I Thought I Knew What 'Final Drive Suppliers' Meant
When I started managing procurement for our mid-size civil engineering firm near Milwaukee, I thought I had the basic equation figured out. Find the cheapest Hitachi EX60 final drive supplier, order the part, get the machine back to work. Simple, right?
Turns out, I was only looking at the tip of the iceberg. And that iceberg cost us $4,200 in my first year before I learned my lesson.
I'm not 100% sure every procurement manager makes this mistake, but I'd bet most do at least once. Here's how it played out for us, and how I fixed it.
The Surface Problem: 'Why Are My Final Drive Repairs So Expensive?'
It started with a complaint from our shop foreman. "These EX60 final drive rebuilds are eating our lunch," he said. "The parts cost more than we budgeted, and they don't last."
From the outside, it looked like a simple supplier issue. The cheapest final drive supplier for Hitachi EX60 parts in Wisconsin was, well, the cheapest. Their quoted price was about 30% lower than the established dealer. Easy decision, right?
People assume the lowest quote means the vendor is more efficient. What they don't see is which costs are being hidden or deferred.
The Deeper Problem Nobody Talks About
When I audited our 2023 spending, I found something that made me sit back in my chair. The "cheap" final drive supplier wasn't cheap at all. We just weren't calculating total cost.

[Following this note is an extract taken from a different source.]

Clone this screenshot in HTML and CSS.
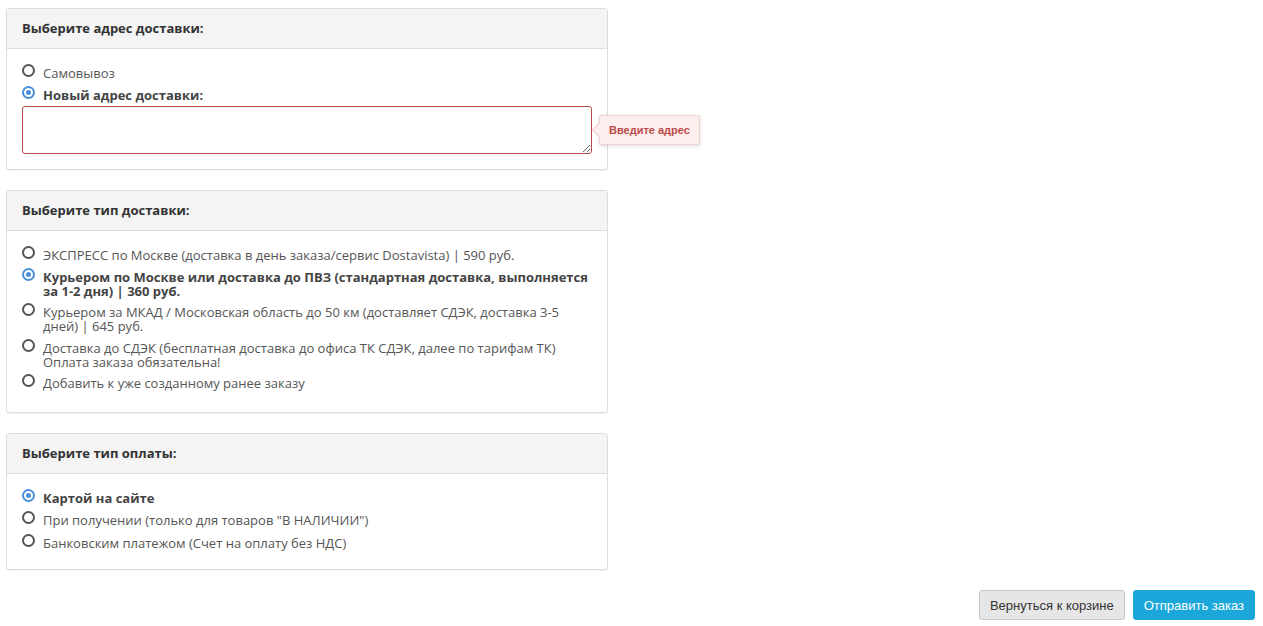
FILE: index.html
```html
<!DOCTYPE html>
<html>
<head>
  <meta charset="utf-8">
  <link rel="stylesheet" href="styles.css">
</head>
<body>
  <div class="page">
    <div class="panel">
      <div class="panel-head">Выберите адрес доставки:</div>
      <div class="panel-body">
        <label class="opt"><span class="radio"></span><span>Самовывоз</span></label>
        <label class="opt opt-tight checked"><span class="radio"></span><span>Новый адрес доставки:</span></label>
        <div class="addr">
          <textarea class="addr-input"></textarea>
          <div class="tip">Введите адрес</div>
        </div>
      </div>
    </div>

    <div class="panel">
      <div class="panel-head">Выберите тип доставки:</div>
      <div class="panel-body ship">
        <label class="opt"><span class="radio"></span><span>ЭКСПРЕСС по Москве (доставка в день заказа/сервис Dostavista) | 590 руб.</span></label>
        <label class="opt checked"><span class="radio"></span><span>Курьером по Москве или доставка до ПВЗ (стандартная доставка, выполняется за 1-2 дня) | 360 руб.</span></label>
        <label class="opt"><span class="radio"></span><span>Курьером за МКАД / Московская область до 50 км (доставляет СДЭК, доставка 3-5 дней) | 645 руб.</span></label>
        <label class="opt"><span class="radio"></span><span>Доставка до СДЭК (бесплатная доставка до офиса ТК СДЭК, далее по тарифам ТК) Оплата заказа обязательна!</span></label>
        <label class="opt"><span class="radio"></span><span>Добавить к уже созданному ранее заказу</span></label>
      </div>
    </div>

    <div class="panel">
      <div class="panel-head">Выберите тип оплаты:</div>
      <div class="panel-body pay">
        <label class="opt checked"><span class="radio"></span><span>Картой на сайте</span></label>
        <label class="opt"><span class="radio"></span><span>При получении (только для товаров "В НАЛИЧИИ")</span></label>
        <label class="opt"><span class="radio"></span><span>Банковским платежом (Счет на оплату без НДС)</span></label>
      </div>
    </div>

    <div class="actions">
      <button class="btn btn-back">Вернуться к корзине</button>
      <button class="btn btn-send">Отправить заказ</button>
    </div>
  </div>
</body>
</html>
```

FILE: styles.css
```css
body {
  margin: 0;
  font-family: 'Open Sans', 'Noto Sans', sans-serif;
  font-size: 13px;
  color: #555;
  background: #fff;
}
.page {
  padding: 8px 8px 0 6px;
}
.panel {
  width: 602px;
  box-sizing: border-box;
  border: 1px solid #ddd;
  border-radius: 3px;
  box-shadow: 0 1px 1px rgba(0, 0, 0, 0.05);
  margin-bottom: 20px;
  background: #fff;
}
.panel-head {
  height: 39px;
  line-height: 39px;
  padding: 0 15px;
  background: #f4f4f4;
  border-bottom: 1px solid #ddd;
  border-radius: 3px 3px 0 0;
  font-weight: bold;
  color: #333;
}
.panel-body {
  padding: 17px 15px 15px;
}
.panel-body.ship {
  padding-bottom: 14px;
}
.panel-body.pay {
  padding-bottom: 11px;
}
.opt {
  display: flex;
  align-items: flex-start;
  gap: 8px;
  line-height: 14px;
  margin-bottom: 7.5px;
  padding-right: 4px;
}
.pay .opt {
  margin-bottom: 8.5px;
}
.opt-tight {
  margin-bottom: 4.5px;
}
.opt.checked {
  font-weight: bold;
  color: #444;
}
.radio {
  flex: none;
  width: 9px;
  height: 9px;
  margin-top: -2px;
  border: 2px solid #555;
  border-radius: 50%;
  background: #fff;
  position: relative;
}
.opt.checked .radio {
  border-color: #4a8fd9;
}
.opt.checked .radio::after {
  content: "";
  position: absolute;
  left: 2px;
  top: 2px;
  width: 5px;
  height: 5px;
  border-radius: 50%;
  background: #4a8fd9;
}
.addr {
  position: relative;
}
.addr-input {
  display: block;
  width: 570px;
  height: 48px;
  box-sizing: border-box;
  border: 1px solid #b94a48;
  border-radius: 3px;
  margin: 0;
  resize: vertical;
  font-family: inherit;
}
.tip {
  position: absolute;
  left: 577px;
  top: 9px;
  height: 28px;
  line-height: 28px;
  padding: 0 9px;
  background: #fdeeee;
  border: 1px solid #f1d0d0;
  border-radius: 2px;
  box-shadow: 0 1px 4px rgba(0, 0, 0, 0.15);
  font-family: 'Liberation Sans', Arial, sans-serif;
  font-size: 11px;
  font-weight: bold;
  color: #b94a48;
  white-space: nowrap;
}
.tip::before {
  content: "";
  position: absolute;
  left: -6px;
  top: 9px;
  width: 9px;
  height: 9px;
  background: #fdeeee;
  border-left: 1px solid #f1d0d0;
  border-bottom: 1px solid #f1d0d0;
  transform: rotate(45deg);
}
.actions {
  display: flex;
  justify-content: flex-end;
  gap: 8px;
}
.btn {
  height: 30px;
  padding: 0 10px;
  border-radius: 3px;
  font-family: 'Liberation Sans', Arial, sans-serif;
  font-size: 13px;
  cursor: pointer;
}
.btn-back {
  background: #e6e6e6;
  border: 1px solid #c8c8c8;
  color: #333;
}
.btn-send {
  background: #1ba7da;
  border: 1px solid #1ba7da;
  color: #fff;
}
```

In Q2 2024, I compared costs across three vendors for a standard EX60 final drive rebuild kit. Vendor A (the cheap one) quoted $1,800. Vendor B quoted $2,100. Vendor C (the Hitachi dealer) quoted $2,500. I almost went with A until I calculated TCO:
- Vendor A: $1,800 base + $450 shipping (Wisconsin, remote site) + $0 support + $600 average rework cost per unit (based on 2 out of 5 failing within 6 months) = $2,850
- Vendor B: $2,100 base + $300 shipping + $150 tech support line = $2,550
- Vendor C: $2,500 base + $0 shipping (included) + $0 support (included) + warranty replacement = $2,500
That's a 14% difference hidden in fine print. The cheapest quote actually cost us 14% more than the most expensive one. And that was just one order.
The True Cost of 'Cheap' Final Drive Parts
After tracking 28 orders over 4 years in our procurement system, I found that 65% of our 'budget overruns' came from one cause: expedited replacements when cheap parts failed. We implemented a three-quote minimum policy and cut overruns by 22%.

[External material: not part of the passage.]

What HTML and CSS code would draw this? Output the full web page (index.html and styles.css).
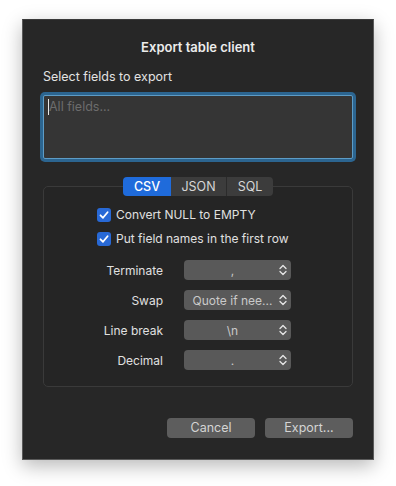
FILE: index.html
```html
<!DOCTYPE html>
<html>
<head>
<meta charset="utf-8">
<link rel="stylesheet" href="styles.css">
</head>
<body>
<div class="dialog">
  <div class="title">Export table client</div>
  <div class="label">Select fields to export</div>
  <div class="fields"><span class="caret"></span><span class="placeholder">All fields...</span></div>
  <div class="seg">
    <span class="seg-item sel s1">CSV</span><span class="seg-item s2">JSON</span><span class="seg-item s3">SQL</span>
  </div>
  <div class="group">
    <div class="checks">
      <div class="check"><span class="box"><svg viewBox="0 0 14 14" width="14" height="14"><path d="M3.5 7.3 L6 9.8 L10.6 4.2" fill="none" stroke="#fff" stroke-width="1.8" stroke-linecap="round" stroke-linejoin="round"/></svg></span>Convert NULL to EMPTY</div>
      <div class="check"><span class="box"><svg viewBox="0 0 14 14" width="14" height="14"><path d="M3.5 7.3 L6 9.8 L10.6 4.2" fill="none" stroke="#fff" stroke-width="1.8" stroke-linecap="round" stroke-linejoin="round"/></svg></span>Put field names in the first row</div>
    </div>
    <div class="form">
      <div class="row"><span class="rlabel">Terminate</span><span class="popup"><span class="pval">,</span><svg class="chev" viewBox="0 0 8 12" width="8" height="12"><path d="M1 4.5 L4 1.5 L7 4.5 M1 7.5 L4 10.5 L7 7.5" fill="none" stroke="#e6e6e6" stroke-width="1.3" stroke-linecap="round" stroke-linejoin="round"/></svg></span></div>
      <div class="row"><span class="rlabel">Swap</span><span class="popup"><span class="pval">Quote if nee...</span><svg class="chev" viewBox="0 0 8 12" width="8" height="12"><path d="M1 4.5 L4 1.5 L7 4.5 M1 7.5 L4 10.5 L7 7.5" fill="none" stroke="#e6e6e6" stroke-width="1.3" stroke-linecap="round" stroke-linejoin="round"/></svg></span></div>
      <div class="row"><span class="rlabel">Line break</span><span class="popup"><span class="pval">\n</span><svg class="chev" viewBox="0 0 8 12" width="8" height="12"><path d="M1 4.5 L4 1.5 L7 4.5 M1 7.5 L4 10.5 L7 7.5" fill="none" stroke="#e6e6e6" stroke-width="1.3" stroke-linecap="round" stroke-linejoin="round"/></svg></span></div>
      <div class="row"><span class="rlabel">Decimal</span><span class="popup"><span class="pval">.</span><svg class="chev" viewBox="0 0 8 12" width="8" height="12"><path d="M1 4.5 L4 1.5 L7 4.5 M1 7.5 L4 10.5 L7 7.5" fill="none" stroke="#e6e6e6" stroke-width="1.3" stroke-linecap="round" stroke-linejoin="round"/></svg></span></div>
    </div>
  </div>
  <div class="buttons">
    <span class="btn">Cancel</span><span class="btn">Export...</span>
  </div>
</div>
</body>
</html>
```
FILE: styles.css
```css
* { box-sizing: border-box; }
html, body { margin: 0; padding: 0; background: #fff; }
body {
  font-family: Inter, "Liberation Sans", sans-serif;
  font-size: 12px;
  color: #dedede;
  width: 396px;
  height: 486px;
  overflow: hidden;
}
.dialog {
  margin: 19px 0 0 22px;
  width: 352px;
  height: 441px;
  background: #272727;
  border: 1px solid #5a5a5a;
  border-top-color: #3a3a3a;
  box-shadow: 0 6px 18px rgba(0,0,0,0.28);
  padding: 19px 20px 0 20px;
}
.title {
  text-align: center;
  font-weight: 600;
  font-size: 13px;
  line-height: 16px;
  color: #ececec;
}
.label {
  margin-top: 14px;
  line-height: 16px;
  font-size: 12.5px;
  color: #e2e2e2;
}
.fields {
  margin-top: 10px;
  height: 64px;
  background: #353535;
  border: 1px solid #5d9cc6;
  border-radius: 2px;
  box-shadow: 0 0 0 3px #2c6590;
  padding: 3px 4px;
  display: flex;
  align-items: flex-start;
  line-height: 16px;
}
.caret {
  width: 1px;
  height: 16px;
  background: #e8e8e8;
}
.placeholder { color: #6c6c6c; font-size: 12.5px; }
.seg {
  margin-top: 18px;
  display: flex;
  justify-content: center;
  position: relative;
  z-index: 1;
}
.seg-item {
  height: 19px;
  line-height: 19px;
  text-align: center;
  background: #3c3c3c;
  color: #d6d6d6;
  font-size: 12.5px;
}
.seg-item.sel { background: #1f6bdb; color: #fff; font-weight: 500; }
.s1 { width: 48px; border-radius: 4px 0 0 4px; }
.s2 { width: 56px; border-right: 1px solid #2b2b2b; }
.s3 { width: 46px; border-radius: 0 4px 4px 0; }
.group {
  margin-top: -10px;
  height: 201px;
  border: 1px solid #3a3a3a;
  border-radius: 5px;
  background: #252525;
  padding-top: 21px;
}
.checks {
  padding-left: 53px;
  display: flex;
  flex-direction: column;
  gap: 10px;
}
.check {
  display: flex;
  align-items: center;
  gap: 5px;
  line-height: 14px;
  color: #e0e0e0;
}
.box {
  width: 14px;
  height: 14px;
  border-radius: 3px;
  background: #2869d6;
  display: flex;
}
.form {
  margin-top: 14px;
  display: flex;
  flex-direction: column;
  gap: 10px;
}
.row {
  display: flex;
  align-items: center;
  height: 20px;
}
.rlabel {
  width: 119px;
  text-align: right;
  color: #e0e0e0;
}
.popup {
  margin-left: 21px;
  width: 107px;
  height: 20px;
  background: #595959;
  border-radius: 4px;
  display: flex;
  align-items: center;
  padding: 0 4px 0 4px;
}
.pval {
  flex: 1;
  text-align: center;
  color: #c9c9c9;
  white-space: nowrap;
  overflow: hidden;
}
.chev { flex: none; margin-left: 2px; }
.buttons {
  margin-top: 31px;
  display: flex;
  justify-content: flex-end;
  gap: 10px;
}
.btn {
  width: 88px;
  height: 20px;
  line-height: 20px;
  text-align: center;
  background: #5d5d5d;
  border-radius: 4px;
  color: #d4d4d4;
  font-size: 12.5px;
}
```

The assumption was that rush orders cost more because they're harder. The reality is they cost more because they're unpredictable and disrupt planned workflows. A scheduled replacement at $2,500 is cheaper than a rushed replacement at $1,800 plus emergency shipping and lost billable hours.
Wisconsin-Specific Factors
I can only speak to operations in Wisconsin. If you're dealing with different conditions, the calculus might be different.
For us, winter is the enemy. A final drive failure in January means your excavator is down for days while parts arrive. The "cheap" supplier had a 5-day lead time. The dealer had stock in Chicago, 2 days max. That time differential cost us real money in lost rental revenue.
I'm not saying every cheap supplier is bad. I'm saying the decision framework matters more than the number on the quote.
The Fix Wasn't Finding a Better Supplier
Even after choosing a different vendor strategy, I kept second-guessing. What if we were overpaying for the dealer? The three months until we had enough data to confirm the savings were stressful.
Hit 'confirm' on the new procurement policy and immediately thought 'did I make the right call?' Didn't relax until we saw the quarterly numbers: total repair costs down 17% despite higher unit prices.
Here's the thing about Hitachi EX60 final drive repairs specifically: the hydraulic system is sensitive. A cheap seal can leak, letting in contamination, which destroys the gear set. Now you're not just replacing seals—you're replacing a $4,200 final drive assembly. Ask me how I know.
The Practical Framework
If you're managing Hitachi excavator maintenance in Wisconsin, here's what I'd suggest:
- Calculate TCO before comparing quotes — include shipping, support, and average rework rates based on your experience
- Ask about stock location — a Chicago warehouse is different from a Tokyo warehouse for your timeline
- Track failures by supplier — we didn't realize a 20% failure rate on one supplier until we aggregated 18 months of data
- Don't assume dealer = expensive — when you factor in warranty and support, the delta shrinks fast
This approach worked for us, but we're a mid-size B2B company with predictable ordering patterns. If you're a seasonal business with demand spikes, the calculus might be different.
Prices as of January 2025; verify current rates with your local suppliers. The numbers I've shared are from our procurement system, not market averages.